The duration, scope, and transactions for which the power of attorney can be used must be clearly stated. Property owners should not sign powers of attorney whose contents they do not understand.

Legal Support in Construction Contracts Based on Land Share Agreements

The land-for-construction contract is the most important legal document in the urban transformation process. If this contract is incomplete or drafted in favor of the contractor, it can lead to property owners suffering losses of rights that may last for years.

The lawyer evaluates the formal requirements of the contract, the division of independent sections, the provisions for title transfer, the delivery period, the penalty clause, the security deposit, the rental assistance, the technical specifications, the termination provisions, and the owners' rights to sue.

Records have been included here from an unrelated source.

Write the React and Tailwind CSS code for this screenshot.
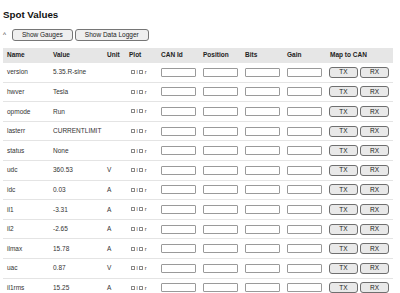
import React from 'react'

const rows = [
  { name: 'version', value: '5.35.R-sine', unit: '' },
  { name: 'hwver', value: 'Tesla', unit: '' },
  { name: 'opmode', value: 'Run', unit: '' },
  { name: 'lasterr', value: 'CURRENTLIMIT', unit: '' },
  { name: 'status', value: 'None', unit: '' },
  { name: 'udc', value: '360.53', unit: 'V' },
  { name: 'idc', value: '0.03', unit: 'A' },
  { name: 'il1', value: '-3.31', unit: 'A' },
  { name: 'il2', value: '-2.65', unit: 'A' },
  { name: 'ilmax', value: '15.78', unit: 'A' },
  { name: 'uac', value: '0.87', unit: 'V' },
  { name: 'il1rms', value: '15.25', unit: 'A' },
]

function Box() {
  return <span className="inline-block w-[4px] h-[4px] border-[0.5px] border-[#888] rounded-[0.5px] bg-white" />
}

function InputBox() {
  return <div className="w-[35px] h-[9px] border-[0.75px] border-[#9a9a9a] rounded-[1px] bg-white" />
}

function SmallButton({ children }) {
  return (
    <button className="w-[29px] h-[11px] flex items-center justify-center border border-[#6f6f6f] rounded-[3px] bg-[#e9e9e9] text-[6.5px] text-[#222]">
      {children}
    </button>
  )
}

export default function App() {
  return (
    <div className="bg-white min-h-screen px-[3px] text-[#333] text-[6.5px]" style={{ fontFamily: '"Liberation Sans", Arial, sans-serif' }}>
      <h2 className="pt-[9px] text-[9.75px] leading-[12px] font-bold text-[#111]">Spot Values</h2>

      <div className="mt-[8px] flex items-center h-[12px]">
        <span className="w-[9px] text-[6.5px] text-[#333]">^</span>
        <button className="h-[12px] px-[9px] border border-[#767676] rounded-[3px] bg-[#efefef] text-[6.5px] text-[#222]">Show Gauges</button>
        <button className="ml-[2px] h-[12px] px-[9px] border border-[#767676] rounded-[3px] bg-[#efefef] text-[6.5px] text-[#222]">Show Data Logger</button>
      </div>

      <table className="mt-[7px] w-[390px] table-fixed border-collapse">
        <colgroup>
          <col className="w-[46px]" />
          <col className="w-[54px]" />
          <col className="w-[22px]" />
          <col className="w-[32px]" />
          <col className="w-[42px]" />
          <col className="w-[42px]" />
          <col className="w-[42px]" />
          <col className="w-[43px]" />
          <col className="w-[67px]" />
        </colgroup>
        <thead>
          <tr className="h-[14.5px] bg-[#e6e6e6] text-left font-bold text-[#222]">
            <th className="pl-[4px] font-bold">Name</th>
            <th className="pl-[4px] font-bold">Value</th>
            <th className="pl-[4px] font-bold">Unit</th>
            <th className="pl-[4px] font-bold">Plot</th>
            <th className="pl-[4px] font-bold">CAN Id</th>
            <th className="pl-[4px] font-bold">Position</th>
            <th className="pl-[4px] font-bold">Bits</th>
            <th className="pl-[4px] font-bold">Gain</th>
            <th className="pl-[4px] font-bold">Map to CAN</th>
          </tr>
        </thead>
        <tbody>
          {rows.map((r) => (
            <tr key={r.name} className="h-[19.6px] border-b border-[#e4e4e4]">
              <td className="pl-[4px]">{r.name}</td>
              <td className="pl-[4px]">{r.value}</td>
              <td className="pl-[4px]">{r.unit}</td>
              <td className="pl-[6px]">
                <div className="flex items-center text-[5.5px] text-[#444]">
                  <Box />
                  <span className="mx-[1.5px]">l</span>
                  <Box />
                  <span className="ml-[1.5px]">r</span>
                </div>
              </td>
              <td className="pl-[4px]"><InputBox /></td>
              <td className="pl-[4px]"><InputBox /></td>
              <td className="pl-[4px]"><InputBox /></td>
              <td className="pl-[4px]"><InputBox /></td>
              <td className="pl-[3px]">
                <div className="flex gap-[2px]">
                  <SmallButton>TX</SmallButton>
                  <SmallButton>RX</SmallButton>
                </div>
              </td>
            </tr>
          ))}
        </tbody>
      </table>
    </div>
  )
}
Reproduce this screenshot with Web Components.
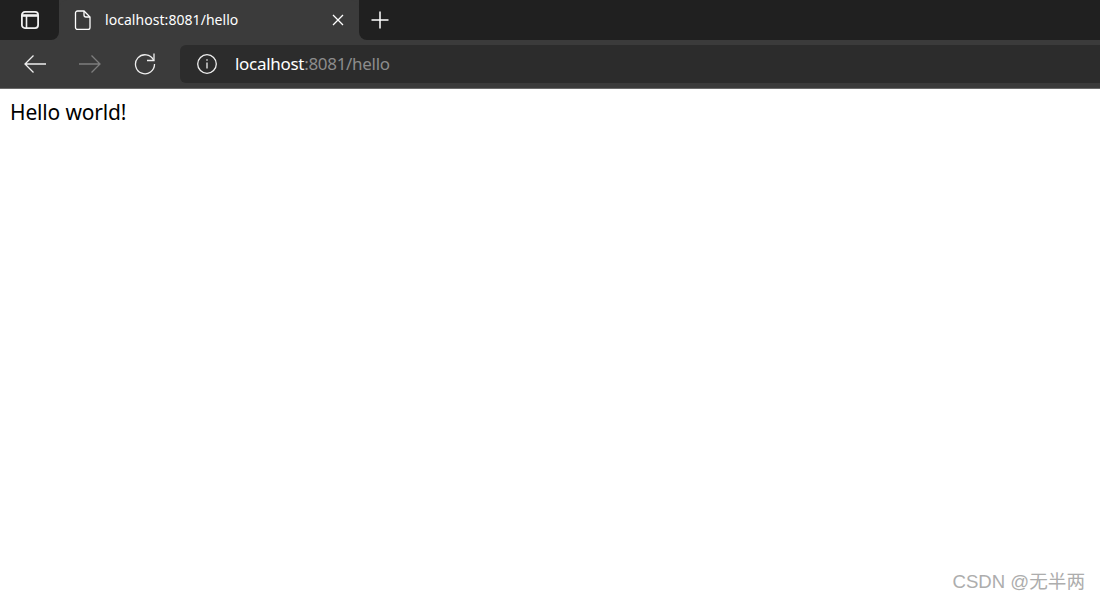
<!DOCTYPE html>
<html><head><meta charset="utf-8"><title>hello</title>
<style>html,body{margin:0;padding:0;height:100%;background:#fff}body{overflow:hidden}</style></head>
<body>
<browser-window>
  <browser-tabstrip></browser-tabstrip>
  <browser-toolbar></browser-toolbar>
  <page-content>Hello world!</page-content>
</browser-window>
<water-mark>CSDN @无半两</water-mark>
<script>
function def(name, html){
  customElements.define(name, class extends HTMLElement{
    constructor(){super();const s=this.attachShadow({mode:'open'});s.innerHTML=html;}
  });
}
const svg=(w,h,inner)=>`<svg width="${w}" height="${h}" viewBox="0 0 ${w} ${h}" fill="none" stroke="currentColor" stroke-width="1.3">${inner}</svg>`;
def('browser-window',`<style>:host{display:flex;flex-direction:column;width:1100px;height:600px}</style><slot></slot>`);
def('browser-tabstrip',`<style>
:host{display:flex;height:40px;background:#3b3b3b;color:#fff;font:14px/20px "Noto Sans",sans-serif;flex:none}
.side{width:59px;display:flex;align-items:center;justify-content:center;color:#f0f0f0;background:#202020;border-radius:0 0 8px 0;padding-left:1px;box-sizing:border-box}
.tab{width:300px;height:40px;background:#3b3b3b;border-radius:8px 8px 0 0;display:flex;align-items:center;padding:0 15px;box-sizing:border-box}
.title{margin-left:13px;flex:1;letter-spacing:.05px}
.tab svg{flex:none}
.new{flex:1;background:#202020;border-radius:0 0 0 8px;padding-left:12px;display:flex;align-items:center}
</style>
<div class="side">${svg(18,18,'<rect x="0.9" y="0.9" width="16.200" height="16.200" rx="3" stroke-width="1.800"/><path d="M1 4.500h16" stroke-width="2.600"/><path d="M5.500 5v12" stroke-width="1.600"/>')}</div>
<div class="tab">
${svg(18,20,'<path d="M1.500 3a2 2 0 0 1 2-2h6.500l6 6v10.500a2 2 0 0 1-2 2h-10.500a2 2 0 0 1-2-2z"/><path d="M10 1v4a2 2 0 0 0 2 2h4"/>')}
<span class="title">localhost:8081/hello</span>
${svg(12,12,'<path d="M1 1l10 10M11 1L1 11"/>')}
</div>
<div class="new">${svg(18,18,'<path d="M9 0.500v17M0.500 9h17" stroke-width="1.500"/>')}</div>`);
def('browser-toolbar',`<style>
:host{display:flex;height:49px;background:#3b3b3b;box-sizing:border-box;color:#eee;flex:none;padding:5px 0;position:relative}
:host::after{content:"";position:absolute;left:0;right:0;bottom:0;height:1px;background:#6a6a6a}
.btn{width:55px;height:37px;flex:none;display:flex;align-items:center;justify-content:center}
.back{width:62px;padding-left:8px;box-sizing:border-box}
.dim{color:#7d7d7d}
.addr{flex:1;height:38px;margin-left:8px;background:#2c2c2c;border-radius:6px 0 0 6px;display:flex;align-items:center;padding:0 0 1px 17px;box-sizing:border-box;font:17px/22px "Noto Sans",sans-serif;letter-spacing:-.3px;color:#8c8c8c}
.addr svg{color:#eee}
.addr b{font-weight:400;color:#fff}
.addr span{margin-left:18px}
</style>
<div class="btn back">${svg(24,20,'<path d="M23 10H2M10.500 1.500L2 10l8.500 8.500"/>')}</div>
<div class="btn dim">${svg(24,20,'<path d="M1 10h21M13.500 1.500L22 10l-8.500 8.500"/>')}</div>
<div class="btn">${svg(22,22,'<path d="M19.500 7A9.500 9.500 0 1 0 20.500 11"/><path d="M13 7.500h7V0.500"/>')}</div>
<div class="addr">${svg(20,20,'<circle cx="10" cy="10" r="9.300"/><path d="M10 8.500v6M10 5.300v1.500"/>')}<span><b>localhost</b>:8081/hello</span></div>`);
def('page-content',`<style>:host{display:block;flex:1;background:#fff;color:#000;font:21px/27px "Noto Sans",sans-serif;letter-spacing:-.17px;padding:10px}</style><slot></slot>`);
def('water-mark',`<style>:host{display:block;position:absolute;right:15px;top:570px;color:#adadad;font:18.600px/24px "Liberation Sans","Noto Sans CJK SC",sans-serif}</style><slot></slot>`);
</script>
</body></html>
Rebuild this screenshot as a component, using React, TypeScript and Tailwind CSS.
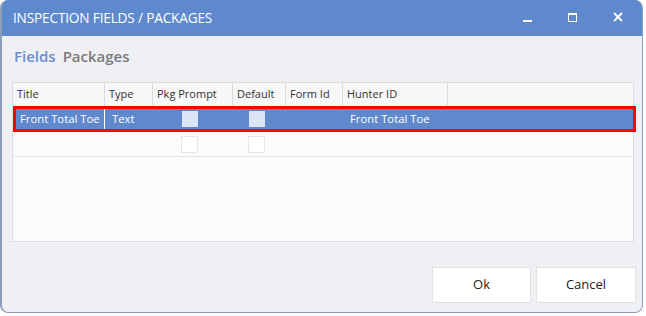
import React from 'react';

const cols = [
  { label: 'Title', w: 'w-[92px]' },
  { label: 'Type', w: 'w-[48px]' },
  { label: 'Pkg Prompt', w: 'w-[80px]' },
  { label: 'Default', w: 'w-[53px]' },
  { label: 'Form Id', w: 'w-[57px]' },
  { label: 'Hunter ID', w: 'w-[105px]' },
];

const App: React.FC = () => {
  return (
    <div className="w-[646px] h-[316px] bg-white relative font-['Open_Sans',sans-serif]">
      <div className="w-[643px] h-[313px] rounded-[8px] overflow-hidden flex flex-col bg-[#eff0f4] border-l-2 border-r border-b border-[#8e9db6]">
        {/* title bar */}
        <div className="h-9 shrink-0 bg-[#5f89cd] flex items-center pl-[11px] text-white text-[13.7px] tracking-[-0.2px]">
          <span>INSPECTION FIELDS / PACKAGES</span>
          <div className="ml-auto flex items-center h-full">
            <div className="w-[45px] h-full flex items-center justify-center">
              <div className="w-[9px] h-[2px] bg-white mt-[6px]" />
            </div>
            <div className="w-[45px] h-full flex items-center justify-center">
              <div className="w-[9px] h-[9px] border border-t-2 border-white mb-[2px]" />
            </div>
            <div className="w-[45px] h-full flex items-center justify-center mr-[2px]">
              <svg width="10" height="10" viewBox="0 0 10 10" className="mb-[2px]">
                <path d="M1 1 L9 9 M9 1 L1 9" stroke="white" strokeWidth="1.8" />
              </svg>
            </div>
          </div>
        </div>

        {/* tabs */}
        <div className="pl-[12px] pt-[9px] h-[46px] text-[15px] font-semibold flex gap-[7px]">
          <span className="text-[#6d8dcd]">Fields</span>
          <span className="text-[#7a7a7a]">Packages</span>
        </div>

        {/* table */}
        <div className="ml-[10px] w-[622px] h-[160px] border border-[#d9dce2] bg-[#fcfcfc] text-[11px] whitespace-nowrap">
          <div className="flex h-[23px] bg-[#f7f7f7] text-[#333]">
            {cols.map((c) => (
              <div key={c.label} className={`${c.w} border-r border-[#dcdcdc] pl-[4px] flex items-center`}>
                {c.label}
              </div>
            ))}
          </div>
          <div className="relative flex h-[26px] bg-[#6088cd] text-white text-[11.3px]">
            <div className="w-[92px] border-r border-white pl-[7px] flex items-center">Front Total Toe</div>
            <div className="w-[48px] pl-[7px] flex items-center">Text</div>
            <div className="w-[80px] pl-[29px] flex items-center">
              <div className="w-4 h-4 bg-[#dce4f5]" />
            </div>
            <div className="w-[53px] pl-[16px] flex items-center">
              <div className="w-4 h-4 bg-[#dce4f5]" />
            </div>
            <div className="w-[57px]" />
            <div className="w-[105px] pl-[7px] flex items-center">Front Total Toe</div>
            <div className="absolute left-0 -right-[3px] top-0 bottom-0 border-[3px] border-[#ff0000]" />
          </div>
          <div className="flex h-[25px] border-b border-[#e2e2e2]">
            <div className="w-[92px]" />
            <div className="w-[48px]" />
            <div className="w-[80px] pl-[28px] flex items-center">
              <div className="w-[17px] h-[17px] border border-[#e6e6e6] bg-white" />
            </div>
            <div className="w-[53px] pl-[15px] flex items-center">
              <div className="w-[17px] h-[17px] border border-[#e6e6e6] bg-white" />
            </div>
          </div>
        </div>

        {/* buttons */}
        <div className="mt-auto mb-[9px] flex justify-end gap-[5px] pr-[6px] text-[13px] text-[#222]">
          <button className="w-[99px] h-[36px] bg-white border border-[#e1e1e1]">Ok</button>
          <button className="w-[100px] h-[36px] bg-white border border-[#e1e1e1]">Cancel</button>
        </div>
      </div>
    </div>
  );
};

export default App;
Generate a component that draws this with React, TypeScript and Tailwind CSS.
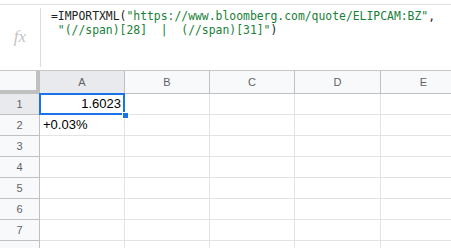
const columns = ["A", "B", "C", "D", "E"];
const colWidths = ["w-[85px]", "w-[85px]", "w-[85px]", "w-[86px]", "w-[86px]"];
const rows = [1, 2, 3, 4, 5, 6, 7, 8];

function FormulaBar() {
  return (
    <div className="mt-[4px] flex h-[66px] border-t border-[#e0e0e0]">
      <div className="flex w-[40px] shrink-0 items-center justify-center pb-[2px]">
        <span className="font-['Liberation_Serif',serif] text-[17px] italic text-[#c4c4c4]">fx</span>
      </div>
      <div className="my-[3px] w-px bg-[#dadce0]" />
      <div className="pl-[10px] pt-[4px] font-['DejaVu_Sans_Mono',monospace] text-[11.4px] leading-[14px] text-[#222] whitespace-pre">
        <div>
          =IMPORTXML(<span className="text-[#188038]">"https://www.bloomberg.com/quote/ELIPCAM:BZ"</span>,
        </div>
        <div>
          {" "}
          <span className="text-[#188038]">"(//span)[28]  |  (//span)[31]"</span>)
        </div>
      </div>
    </div>
  );
}

function HeaderRow() {
  return (
    <div className="flex h-[24px] border-t border-[#c7c7c7]">
      <div className="h-full w-[40px] shrink-0 border-b-[4px] border-r-[4px] border-[#c0c0c0] bg-[#f8f9fa]" />
      {columns.map((c, i) => (
        <div
          key={c}
          className={`${colWidths[i]} flex h-full shrink-0 items-center justify-center border-b border-r border-[#c0c0c0] pt-[1px] text-[11px] text-[#5f6368] ${
            i === 0 ? "bg-[#e8eaed]" : "bg-[#f8f9fa]"
          }`}
        >
          {c}
        </div>
      ))}
    </div>
  );
}

export default function App() {
  return (
    <div className="h-[248px] w-[451px] overflow-hidden bg-white font-['Liberation_Sans',Arial,sans-serif]">
      <FormulaBar />
      <HeaderRow />
      {rows.map((r) => (
        <div key={r} className="flex h-[21px]">
          <div
            className={`flex w-[40px] shrink-0 items-center justify-center border-b border-r border-[#c0c0c0] text-[11px] text-[#5f6368] ${
              r === 1 ? "bg-[#e8eaed]" : "bg-[#f8f9fa]"
            }`}
          >
            {r < 8 ? r : ""}
          </div>
          {columns.map((c, i) => (
            <div
              key={c}
              className={`${colWidths[i]} relative flex shrink-0 items-end border-b border-r border-[#e2e3e3] px-[3px] pb-[3px] text-[13px] leading-[15px] text-black ${
                r === 1 && i === 0 ? "justify-end" : "justify-start"
              }`}
            >
              {r === 1 && i === 0 && (
                <>
                  <span>1.6023</span>
                  <div className="absolute -left-px -top-px bottom-[-1px] right-[-1px] z-10 border-2 border-[#1a73e8]" />
                  <div className="absolute bottom-[-5px] right-[-5px] z-20 h-[7px] w-[7px] border border-white bg-[#1a73e8]" />
                </>
              )}
              {r === 2 && i === 0 && <span>+0.03%</span>}
            </div>
          ))}
        </div>
      ))}
    </div>
  );
}
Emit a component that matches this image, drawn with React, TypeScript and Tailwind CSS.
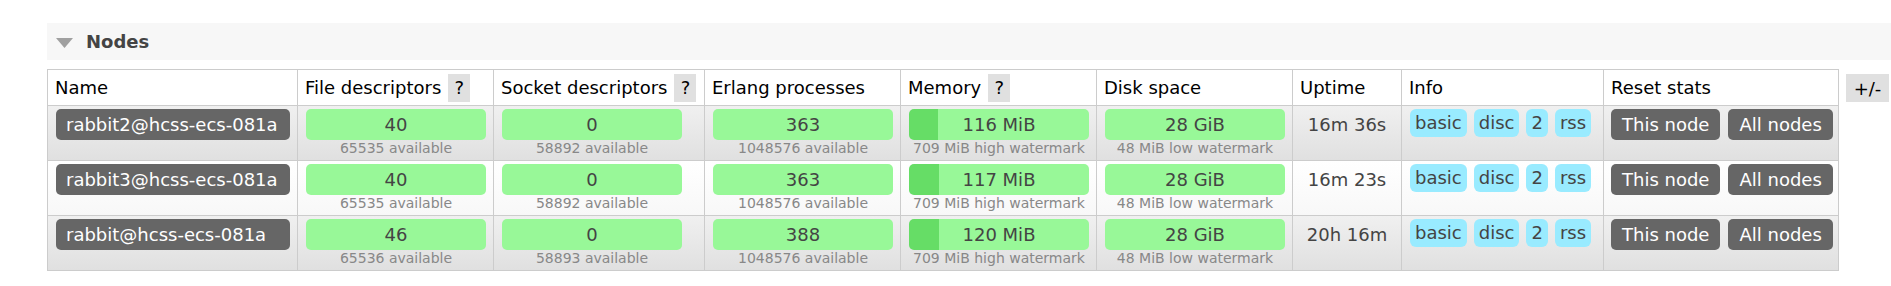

Seeking legal assistance before signing a contract provides far more effective protection than filing a lawsuit later. This is because the strongest legal safeguard in urban transformation projects is a properly prepared contract.

Conclusion

A construction contract in exchange for a share of the completed building is a fundamental agreement defining the rights of property owners in urban transformation projects. Under this contract, the contractor agrees to construct the new building, while the property owners agree to cede specific land shares or independent units to the contractor.

The contract should clearly regulate the division of independent units, goodwill, delivery time, penalty clause, rental assistance, title transfer, security deposit, permits, occupancy permits, technical specifications, incomplete and defective work, termination, and the contractor's liability.

Property owners should not sign contracts prepared by contractors without having them legally reviewed. Even contracts notarized may contain content that is detrimental to the property owner. In urban transformation projects, seeking advice from an experienced lawyer before entering into a construction contract in exchange for a share of the completed building is crucial for protecting property owners' rights and economic interests.